Dr. Ivan R. Sini, GDRM MMIS FRANZCOG Sp.OG dan CEO Morula IVF Indonesia, mengatakan bahwa saat ini ada 4,8 juta wanita yang menghadapi masalah infertilitas.
Meutya menekankan betapa pentingnya mendapatkan pengakuan resmi terhadap infertilitas sebagai penyakit dalam konteks ini. Akibat pengakuan ini, diharapkan pasangan infertil akan mendapatkan lebih banyak perhatian dan pemahaman.
Hak asasi manusia seperti kesehatan reproduksi harus dilindungi oleh negara, kata Meutya. Ia percaya bahwa pasangan yang mengalami kesulitan untuk memiliki anak memiliki hak yang sama untuk mendapatkan perawatan medis dan bantuan dari pemerintah.
“Saat saya menjalani program bayi tabung IVF pada saat saya berumur 37 tahun, saya sempat mengalami 3 kali hamil, tetapi keguguran dikarenakan janin dan embrio tidak berkembang dengan baik. Alhamdulillah, pada usia 44 tahun, saya berhasil hamil dan dikarunia putri bernama Lyora Shaqueena Ansyah.”
Meutya menyatakan bahwa ada sejumlah alasan mengapa pengakuan resmi infertilitas sebagai penyakit ini sangat penting.
- Mendapatkan perawatan medis yang tepat
Mengakui infertilitas sebagai penyakit akan memungkinkan akses yang lebih baik ke perawatan medis. Pengakuan ini akan memastikan bahwa layanan kesehatan yang diperlukan, seperti diagnosis, pengobatan, dan perawatan reproduksi, tersedia dan mudah diakses.
- Meningkatkan dukungan mental
Infertilitas dapat berdampak emosional yang signifikan pada orang dan pasangannya. Pengakuan resmi penyakit infertilitas dapat mengurangi stigma sosial dan dukungan psikologis bagi mereka yang mengalaminya. Ini dapat mencakup akses ke dukungan kelompok, konseling, dan sumber daya lainnya yang dapat membantu pasangan menghadapi kesulitan psikologis yang terkait dengan ketidaksuburan.
- Perlindungan hak dan kewajiban individu
Pengakuan resmi infertilitas sebagai penyakit dapat memberikan perlindungan hukum dan hak-hak bagi orang-orang yang mengalami kesuburan.

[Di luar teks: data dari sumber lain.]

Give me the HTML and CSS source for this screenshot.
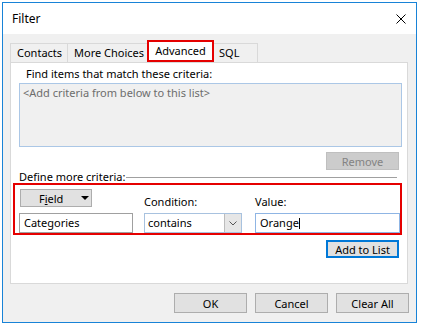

Ini dapat mencakup hak untuk mendapatkan perawatan medis yang tepat, perlindungan dari diskriminasi di tempat kerja atau dalam asuransi kesehatan, dan akses ke teknologi reproduksi seperti In Vitro Fertilization (IVF).
- Peningkatan pengetahuan dan kesadaran
Pengakuan resmi penyakit infertilitas dapat meningkatkan kesadaran dan pemahaman masyarakat tentang kesuburan. Ini dapat menurunkan stigma dan kesalahpahaman tentang infertilitas serta meningkatkan pemahaman tentang perawatan dan dukungan yang tersedia bagi mereka yang mengalami kesuburan.

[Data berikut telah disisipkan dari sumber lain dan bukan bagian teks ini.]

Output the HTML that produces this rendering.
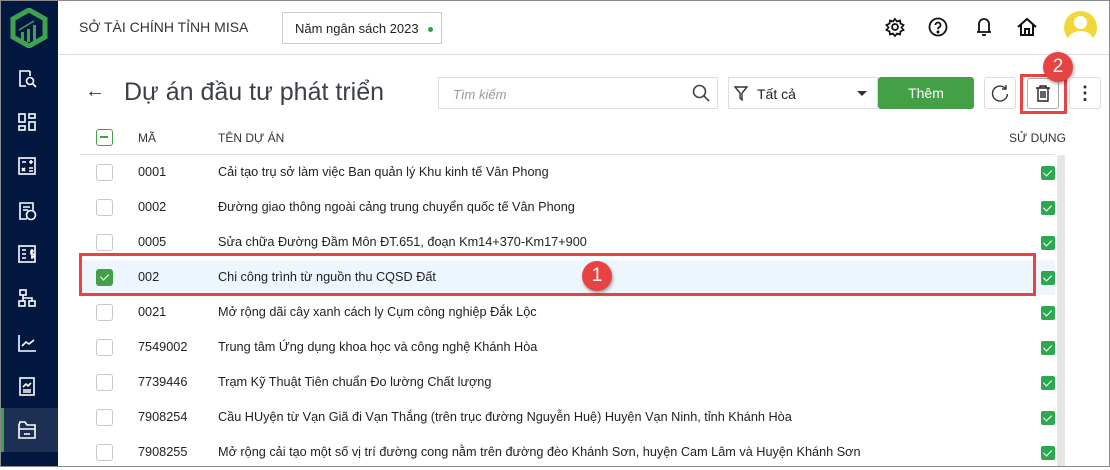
<!DOCTYPE html>
<html><head><meta charset="utf-8"><style>
*{box-sizing:border-box;margin:0;padding:0}
body{width:1110px;height:467px;overflow:hidden;background:#fff;font-family:"Liberation Sans",sans-serif;color:#222;position:relative}
.frame{position:absolute;inset:0;border:1px solid #8a8a8a;pointer-events:none;z-index:20}
.side{position:absolute;left:0;top:0;width:58px;height:467px;background:#021840}
.side svg{position:absolute;left:17px}
.active{position:absolute;left:0;top:408px;width:58px;height:44px;background:#1d2f52;border-left:4px solid #3fa34d}
.top{position:absolute;left:58px;top:0;right:0;height:55px;border-bottom:1px solid #ddd}
.abs{position:absolute;white-space:nowrap}
.row{position:absolute;left:80px;width:975px;height:35px;font-size:12.7px}
.row span{position:absolute;top:10px;white-space:nowrap}
.cb{position:absolute;left:16px;top:9px;width:17px;height:17px;border:1px solid #c8c8c8;border-radius:3px;background:#fff}
.ok{position:absolute;left:961px;top:11px;width:14px;height:14px;border-radius:2px;background:#2ea84f}
.ok:after{content:"";position:absolute;left:4px;top:2px;width:4px;height:7px;border:solid #fff;border-width:0 1.5px 1.5px 0;transform:rotate(45deg)}
.badge{position:absolute;width:30px;height:30px;border-radius:50%;background:#e84343;color:#fff;font-size:19px;text-align:center;line-height:30px;box-shadow:1px 2px 3px rgba(0,0,0,.35)}
</style></head><body>
<div class="frame"></div>
<div class="side">
<svg style="left:10px;top:8px" width="38" height="40" viewBox="0 0 38 40"><path d="M19 2 L35 11 V29 L19 38 L3 29 V11 Z" fill="none" stroke="#3fa34d" stroke-width="5"/><rect x="11" y="24" width="3" height="10" fill="#3fa34d"/><rect x="17" y="21" width="3" height="13" fill="#3fa34d"/><rect x="23" y="17" width="3" height="17" fill="#3fa34d"/><path d="M9 22 L24 13" stroke="#3fa34d" stroke-width="1.5"/></svg>
<svg style="top:68px" width="20" height="20" fill="none" stroke="#fff" stroke-width="1.6"><path d="M13 3H3V18H9"/><path d="M13 3V8"/><circle cx="13" cy="13" r="3.5"/><path d="M15.5 15.5L19 19"/></svg>
<svg style="top:112px" width="20" height="20" fill="none" stroke="#fff" stroke-width="1.6"><rect x="2" y="2" width="6" height="8"/><rect x="12" y="2" width="6" height="4"/><rect x="2" y="14" width="6" height="4"/><rect x="12" y="10" width="6" height="8"/></svg>
<svg style="top:156px" width="20" height="20" fill="none" stroke="#fff" stroke-width="1.6"><rect x="2" y="2" width="16" height="16"/><path d="M5 6h4M12 6h4M14 4v4M5 12l3 3M8 12l-3 3M12 12h4M12 15h4"/></svg>
<svg style="top:201px" width="20" height="20" fill="none" stroke="#fff" stroke-width="1.6"><path d="M10 18H3V2H16V9"/><path d="M6 6h7M6 9h5"/><circle cx="14" cy="14" r="4.5"/></svg>
<svg style="top:244px" width="20" height="20" fill="none" stroke="#fff" stroke-width="1.6"><rect x="2" y="2" width="16" height="16"/><path d="M5 6h4M5 10h4M5 14h4M15 5v10M17 7h-3v3h3v3h-3"/></svg>
<svg style="top:288px" width="20" height="20" fill="none" stroke="#fff" stroke-width="1.6"><rect x="3" y="2" width="6" height="5"/><rect x="2" y="13" width="6" height="5"/><rect x="12" y="13" width="6" height="5"/><path d="M6 7v3h9v3M6 10v3"/></svg>
<svg style="top:333px" width="20" height="20" fill="none" stroke="#fff" stroke-width="1.6"><path d="M2 2V18H19"/><path d="M5 13l4-4 3 2 5-4"/></svg>
<svg style="top:376px" width="20" height="20" fill="none" stroke="#fff" stroke-width="1.6"><rect x="3" y="2" width="14" height="17"/><path d="M6 11l3-3 2 2 3-3M6 14h8M6 16h8"/></svg>
<div class="active"></div>
<svg style="top:420px" width="20" height="20" fill="none" stroke="#fff" stroke-width="1.6"><path d="M2 5V18H18V5H10L8 2H3Z"/><path d="M2 9H18M7 14h6"/></svg>
</div>
<div class="top">
<div class="abs" style="left:21px;top:19px;font-size:14px;color:#333">SỞ TÀI CHÍNH TỈNH MISA</div>
<div class="abs" style="left:224px;top:12px;width:160px;height:32px;border:1px solid #ccc;font-size:13px;padding:8px 0 0 12px;color:#222">Năm ngân sách 2023 <span style="display:inline-block;width:5px;height:5px;border-radius:50%;background:#22aa44;margin-left:6px;vertical-align:middle"></span></div>
<svg class="abs" style="left:827px;top:17px" width="20" height="20" fill="none" stroke="#111" stroke-width="1.8"><circle cx="10" cy="10" r="3"/><path d="M10 2l2 2.5 3-1 .5 3 3 1.5-2 2.5 2 2.5-3 1.5-.5 3-3-1-2 2.5-2-2.5-3 1-.5-3-3-1.5 2-2.5-2-2.5 3-1.5.5-3 3 1z"/></svg>
<svg class="abs" style="left:870px;top:17px" width="20" height="20" fill="none" stroke="#111" stroke-width="1.8"><circle cx="10" cy="10" r="8.5"/><path d="M7.5 8a2.5 2.5 0 1 1 3.5 2.3c-1 .5-1 1-1 2"/><circle cx="10" cy="15" r=".6" fill="#111"/></svg>
<svg class="abs" style="left:917px;top:16px" width="18" height="22" fill="none" stroke="#111" stroke-width="1.8"><path d="M4 16V8a5 5 0 0 1 10 0v8H2h14M7 19h4"/></svg>
<svg class="abs" style="left:958px;top:17px" width="22" height="20" fill="none" stroke="#111" stroke-width="2"><path d="M2 10L11 2l9 8M5 8v10h12V8M9 18v-6h4v6"/></svg>
<div class="abs" style="left:1006px;top:11px;width:33px;height:33px;border-radius:50%;background:#f2d73a;overflow:hidden"><div class="abs" style="left:10px;top:5px;width:13px;height:13px;border-radius:50%;background:#fff"></div><div class="abs" style="left:4px;top:20px;width:25px;height:18px;border-radius:50%;background:#fff"></div></div>
</div>
<div class="abs" style="left:85px;top:80px;font-size:20px;color:#333">←</div>
<div class="abs" style="left:124px;top:78px;font-size:25px;color:#3a3f48">Dự án đầu tư phát triển</div>
<div class="abs" style="left:438px;top:77px;width:280px;height:32px;border:1px solid #ddd;font-size:13px;font-style:italic;color:#999;padding:9px 0 0 14px">Tìm kiếm</div>
<svg class="abs" style="left:692px;top:84px" width="18" height="18" fill="none" stroke="#444" stroke-width="1.6"><circle cx="7.5" cy="7.5" r="6"/><path d="M12 12l5 5"/></svg>
<div class="abs" style="left:728px;top:77px;width:150px;height:32px;border:1px solid #ddd;font-size:14px;padding:8px 0 0 28px">Tất cả</div>
<svg class="abs" style="left:734px;top:86px" width="14" height="15" fill="none" stroke="#333" stroke-width="1.4"><path d="M1 1h12L8 7v7L6 12V7Z"/></svg>
<div class="abs" style="left:857px;top:91px;border:5px solid transparent;border-top:5px solid #333;border-bottom:0"></div>
<div class="abs" style="left:878px;top:77px;width:96px;height:32px;background:#43a047;border-radius:3px;color:#fff;font-size:14px;text-align:center;line-height:32px">Thêm</div>
<div class="abs" style="left:984px;top:77px;width:32px;height:32px;border:1px solid #ddd;border-radius:3px"></div>
<svg class="abs" style="left:991px;top:84px" width="18" height="18" fill="none" stroke="#333" stroke-width="1.4"><path d="M15 5A7.5 7.5 0 1 0 16.5 10"/><path d="M15 1v4h-4"/></svg>
<div class="abs" style="left:1020px;top:74px;width:47px;height:40px;border:3px solid #e84343"></div>
<div class="abs" style="left:1027px;top:78px;width:32px;height:31px;border:1px solid #aaa;border-radius:3px"></div>
<svg class="abs" style="left:1035px;top:85px" width="16" height="17" fill="none" stroke="#222" stroke-width="1.4"><path d="M1 3h14M5 3V1h6v2M3 3v13h10V3M6 6v7M8 6v7M10 6v7"/></svg>
<div class="badge" style="left:1043px;top:52px">2</div>
<div class="abs" style="left:1069px;top:77px;width:32px;height:32px;border:1px solid #ddd;border-radius:3px;text-align:center;font-size:18px;line-height:30px;font-weight:bold">⋮</div>
<div class="abs" style="left:80px;top:120px;width:975px;height:35px;border-bottom:1px solid #ddd;font-size:12px;color:#333">
<div class="abs" style="left:16px;top:9px;width:17px;height:17px;border:1.5px solid #43a047;border-radius:3px"><div class="abs" style="left:3px;top:6px;width:8px;height:2px;background:#43a047"></div></div>
<span class="abs" style="left:58px;top:11px">MÃ</span><span class="abs" style="left:138px;top:11px">TÊN DỰ ÁN</span><span class="abs" style="left:929px;top:11px">SỬ DỤNG</span></div>
<div class="abs" style="left:1057px;top:155px;width:8px;height:312px;background:#e5e5e5"></div>
<div class="row" style="top:155px"><div class="cb"></div><span style="left:58px">0001</span><span style="left:138px">Cải tạo trụ sở làm việc Ban quản lý Khu kinh tế Vân Phong</span><div class="ok"></div></div>
<div class="row" style="top:190px"><div class="cb"></div><span style="left:58px">0002</span><span style="left:138px">Đường giao thông ngoài cảng trung chuyển quốc tế Vân Phong</span><div class="ok"></div></div>
<div class="row" style="top:225px"><div class="cb"></div><span style="left:58px">0005</span><span style="left:138px">Sửa chữa Đường Đầm Môn ĐT.651, đoạn Km14+370-Km17+900</span><div class="ok"></div></div>
<div class="row" style="top:260px;background:#edf5fd"><div class="cb" style="background:#43a047;border-color:#43a047"></div><div class="abs" style="left:22px;top:12px;width:5px;height:8px;border:solid #fff;border-width:0 1.5px 1.5px 0;transform:rotate(45deg)"></div><span style="left:58px">002</span><span style="left:138px">Chi công trình từ nguồn thu CQSD Đất</span><div class="ok"></div></div>
<div class="row" style="top:295px"><div class="cb"></div><span style="left:58px">0021</span><span style="left:138px">Mở rộng dãi cây xanh cách ly Cụm công nghiệp Đắk Lộc</span><div class="ok"></div></div>
<div class="row" style="top:330px"><div class="cb"></div><span style="left:58px">7549002</span><span style="left:138px">Trung tâm Ứng dụng khoa học và công nghệ Khánh Hòa</span><div class="ok"></div></div>
<div class="row" style="top:365px"><div class="cb"></div><span style="left:58px">7739446</span><span style="left:138px">Trạm Kỹ Thuật Tiên chuẩn Đo lường Chất lượng</span><div class="ok"></div></div>
<div class="row" style="top:400px"><div class="cb"></div><span style="left:58px">7908254</span><span style="left:138px">Cầu HUyện từ Vạn Giã đi Vạn Thắng (trên trục đường Nguyễn Huệ) Huyện Vạn Ninh, tỉnh Khánh Hòa</span><div class="ok"></div></div>
<div class="row" style="top:435px"><div class="cb"></div><span style="left:58px">7908255</span><span style="left:138px">Mở rộng cải tạo một số vị trí đường cong nằm trên đường đèo Khánh Sơn, huyện Cam Lâm và Huyện Khánh Sơn</span><div class="ok"></div></div>
<div class="abs" style="left:79px;top:253px;width:957px;height:43px;border:3px solid #e84343"></div>
<div class="badge" style="left:582px;top:261px">1</div>
</body></html>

Buku “LYORA: Keajaiban yang Dinanti” tidak hanya memberikan inspirasi dan harapan kepada pasangan yang menghadapi kesulitan mendapatkan keturunan, tetapi juga menunjukkan betapa pentingnya perubahan dalam cara masyarakat dan pemerintah melihat infertilitas. Meutya Hafid berusaha untuk mengubah stigma dan sikap negatif yang sering dikaitkan dengan infertilitas melalui bukunya.
Ia berharap perubahan sosial yang lebih luas memahami dan mendukung pasangan yang sulit mendapatkan keturunan. Selain itu, Meutya meminta semua pihak untuk bekerja sama untuk memperjuangkan hak-hak pasangan yang mengalami kesulitan untuk memperoleh keturunan.
Diharapkan pemerintah akan lebih aktif dalam menyediakan perawatan infertilitas dan mengakui hak asasi manusia atas kesehatan reproduksi. Meutya berharap bukunya dapat memberikan inspirasi dan memberikan pemahaman yang lebih baik tentang perjuangan pasangan di Indonesia untuk memiliki anak.